— BEGIN DATA LINES —

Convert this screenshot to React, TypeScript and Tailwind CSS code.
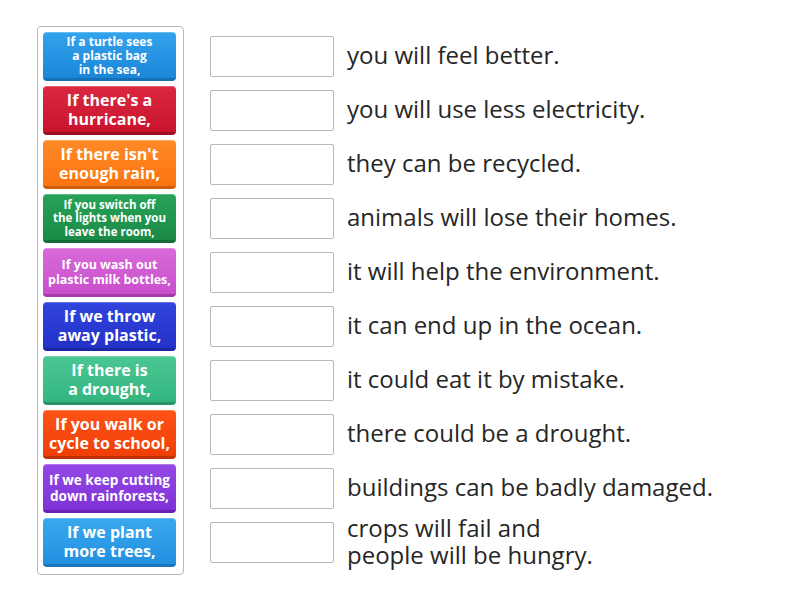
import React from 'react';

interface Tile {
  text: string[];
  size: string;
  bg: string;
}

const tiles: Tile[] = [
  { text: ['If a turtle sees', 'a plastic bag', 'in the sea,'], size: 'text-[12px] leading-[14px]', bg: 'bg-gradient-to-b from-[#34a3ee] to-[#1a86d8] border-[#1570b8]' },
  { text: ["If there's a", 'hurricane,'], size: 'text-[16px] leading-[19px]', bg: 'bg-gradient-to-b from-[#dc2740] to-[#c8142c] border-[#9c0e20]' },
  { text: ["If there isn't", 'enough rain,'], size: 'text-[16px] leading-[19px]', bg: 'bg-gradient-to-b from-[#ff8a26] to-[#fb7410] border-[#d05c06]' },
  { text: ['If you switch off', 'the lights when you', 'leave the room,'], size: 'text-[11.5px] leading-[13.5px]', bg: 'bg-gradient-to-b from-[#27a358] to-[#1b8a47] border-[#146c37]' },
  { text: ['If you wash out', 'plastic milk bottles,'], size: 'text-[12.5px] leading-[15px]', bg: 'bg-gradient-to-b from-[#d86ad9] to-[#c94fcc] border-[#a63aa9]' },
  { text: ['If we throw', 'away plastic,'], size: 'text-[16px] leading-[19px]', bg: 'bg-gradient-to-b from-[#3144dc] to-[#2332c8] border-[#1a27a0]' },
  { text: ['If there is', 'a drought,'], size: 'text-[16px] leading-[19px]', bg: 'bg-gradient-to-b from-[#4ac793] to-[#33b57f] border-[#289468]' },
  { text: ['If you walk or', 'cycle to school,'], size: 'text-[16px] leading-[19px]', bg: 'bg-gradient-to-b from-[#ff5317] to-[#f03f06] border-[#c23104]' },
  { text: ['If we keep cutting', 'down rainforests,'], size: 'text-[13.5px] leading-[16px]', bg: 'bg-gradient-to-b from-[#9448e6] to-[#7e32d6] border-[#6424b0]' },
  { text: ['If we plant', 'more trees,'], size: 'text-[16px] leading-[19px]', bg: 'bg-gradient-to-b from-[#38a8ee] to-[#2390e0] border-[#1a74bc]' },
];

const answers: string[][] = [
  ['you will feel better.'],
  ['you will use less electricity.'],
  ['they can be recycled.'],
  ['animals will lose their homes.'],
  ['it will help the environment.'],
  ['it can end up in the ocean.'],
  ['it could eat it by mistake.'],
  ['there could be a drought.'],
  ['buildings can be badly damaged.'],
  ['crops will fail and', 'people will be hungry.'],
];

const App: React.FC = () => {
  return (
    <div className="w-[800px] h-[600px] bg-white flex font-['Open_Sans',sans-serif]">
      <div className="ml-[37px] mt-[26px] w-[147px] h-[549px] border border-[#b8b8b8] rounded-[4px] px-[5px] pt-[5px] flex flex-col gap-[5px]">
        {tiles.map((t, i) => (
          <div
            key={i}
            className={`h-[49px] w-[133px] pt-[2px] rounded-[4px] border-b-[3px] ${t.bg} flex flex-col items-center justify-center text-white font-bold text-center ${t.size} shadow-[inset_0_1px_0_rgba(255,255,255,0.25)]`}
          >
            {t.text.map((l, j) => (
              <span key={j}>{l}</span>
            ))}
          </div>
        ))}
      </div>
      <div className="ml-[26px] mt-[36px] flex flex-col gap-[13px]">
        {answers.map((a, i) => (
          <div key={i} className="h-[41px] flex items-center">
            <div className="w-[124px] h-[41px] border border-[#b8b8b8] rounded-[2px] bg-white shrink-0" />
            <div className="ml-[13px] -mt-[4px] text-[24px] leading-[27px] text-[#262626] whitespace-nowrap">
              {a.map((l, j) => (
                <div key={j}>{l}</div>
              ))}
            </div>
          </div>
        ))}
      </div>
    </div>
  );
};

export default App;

— END DATA LINES —

> [EXERCISE BRIEF]:
Set down the material above as is, without any pictures.

> [COMPLETED TASK]:
Convert this screenshot to React, TypeScript and Tailwind CSS code.
import React from 'react';

interface Tile {
  text: string[];
  size: string;
  bg: string;
}

const tiles: Tile[] = [
  { text: ['If a turtle sees', 'a plastic bag', 'in the sea,'], size: 'text-[12px] leading-[14px]', bg: 'bg-gradient-to-b from-[#34a3ee] to-[#1a86d8] border-[#1570b8]' },
  { text: ["If there's a", 'hurricane,'], size: 'text-[16px] leading-[19px]', bg: 'bg-gradient-to-b from-[#dc2740] to-[#c8142c] border-[#9c0e20]' },
  { text: ["If there isn't", 'enough rain,'], size: 'text-[16px] leading-[19px]', bg: 'bg-gradient-to-b from-[#ff8a26] to-[#fb7410] border-[#d05c06]' },
  { text: ['If you switch off', 'the lights when you', 'leave the room,'], size: 'text-[11.5px] leading-[13.5px]', bg: 'bg-gradient-to-b from-[#27a358] to-[#1b8a47] border-[#146c37]' },
  { text: ['If you wash out', 'plastic milk bottles,'], size: 'text-[12.5px] leading-[15px]', bg: 'bg-gradient-to-b from-[#d86ad9] to-[#c94fcc] border-[#a63aa9]' },
  { text: ['If we throw', 'away plastic,'], size: 'text-[16px] leading-[19px]', bg: 'bg-gradient-to-b from-[#3144dc] to-[#2332c8] border-[#1a27a0]' },
  { text: ['If there is', 'a drought,'], size: 'text-[16px] leading-[19px]', bg: 'bg-gradient-to-b from-[#4ac793] to-[#33b57f] border-[#289468]' },
  { text: ['If you walk or', 'cycle to school,'], size: 'text-[16px] leading-[19px]', bg: 'bg-gradient-to-b from-[#ff5317] to-[#f03f06] border-[#c23104]' },
  { text: ['If we keep cutting', 'down rainforests,'], size: 'text-[13.5px] leading-[16px]', bg: 'bg-gradient-to-b from-[#9448e6] to-[#7e32d6] border-[#6424b0]' },
  { text: ['If we plant', 'more trees,'], size: 'text-[16px] leading-[19px]', bg: 'bg-gradient-to-b from-[#38a8ee] to-[#2390e0] border-[#1a74bc]' },
];

const answers: string[][] = [
  ['you will feel better.'],
  ['you will use less electricity.'],
  ['they can be recycled.'],
  ['animals will lose their homes.'],
  ['it will help the environment.'],
  ['it can end up in the ocean.'],
  ['it could eat it by mistake.'],
  ['there could be a drought.'],
  ['buildings can be badly damaged.'],
  ['crops will fail and', 'people will be hungry.'],
];

const App: React.FC = () => {
  return (
    <div className="w-[800px] h-[600px] bg-white flex font-['Open_Sans',sans-serif]">
      <div className="ml-[37px] mt-[26px] w-[147px] h-[549px] border border-[#b8b8b8] rounded-[4px] px-[5px] pt-[5px] flex flex-col gap-[5px]">
        {tiles.map((t, i) => (
          <div
            key={i}
            className={`h-[49px] w-[133px] pt-[2px] rounded-[4px] border-b-[3px] ${t.bg} flex flex-col items-center justify-center text-white font-bold text-center ${t.size} shadow-[inset_0_1px_0_rgba(255,255,255,0.25)]`}
          >
            {t.text.map((l, j) => (
              <span key={j}>{l}</span>
            ))}
          </div>
        ))}
      </div>
      <div className="ml-[26px] mt-[36px] flex flex-col gap-[13px]">
        {answers.map((a, i) => (
          <div key={i} className="h-[41px] flex items-center">
            <div className="w-[124px] h-[41px] border border-[#b8b8b8] rounded-[2px] bg-white shrink-0" />
            <div className="ml-[13px] -mt-[4px] text-[24px] leading-[27px] text-[#262626] whitespace-nowrap">
              {a.map((l, j) => (
                <div key={j}>{l}</div>
              ))}
            </div>
          </div>
        ))}
      </div>
    </div>
  );
};

export default App;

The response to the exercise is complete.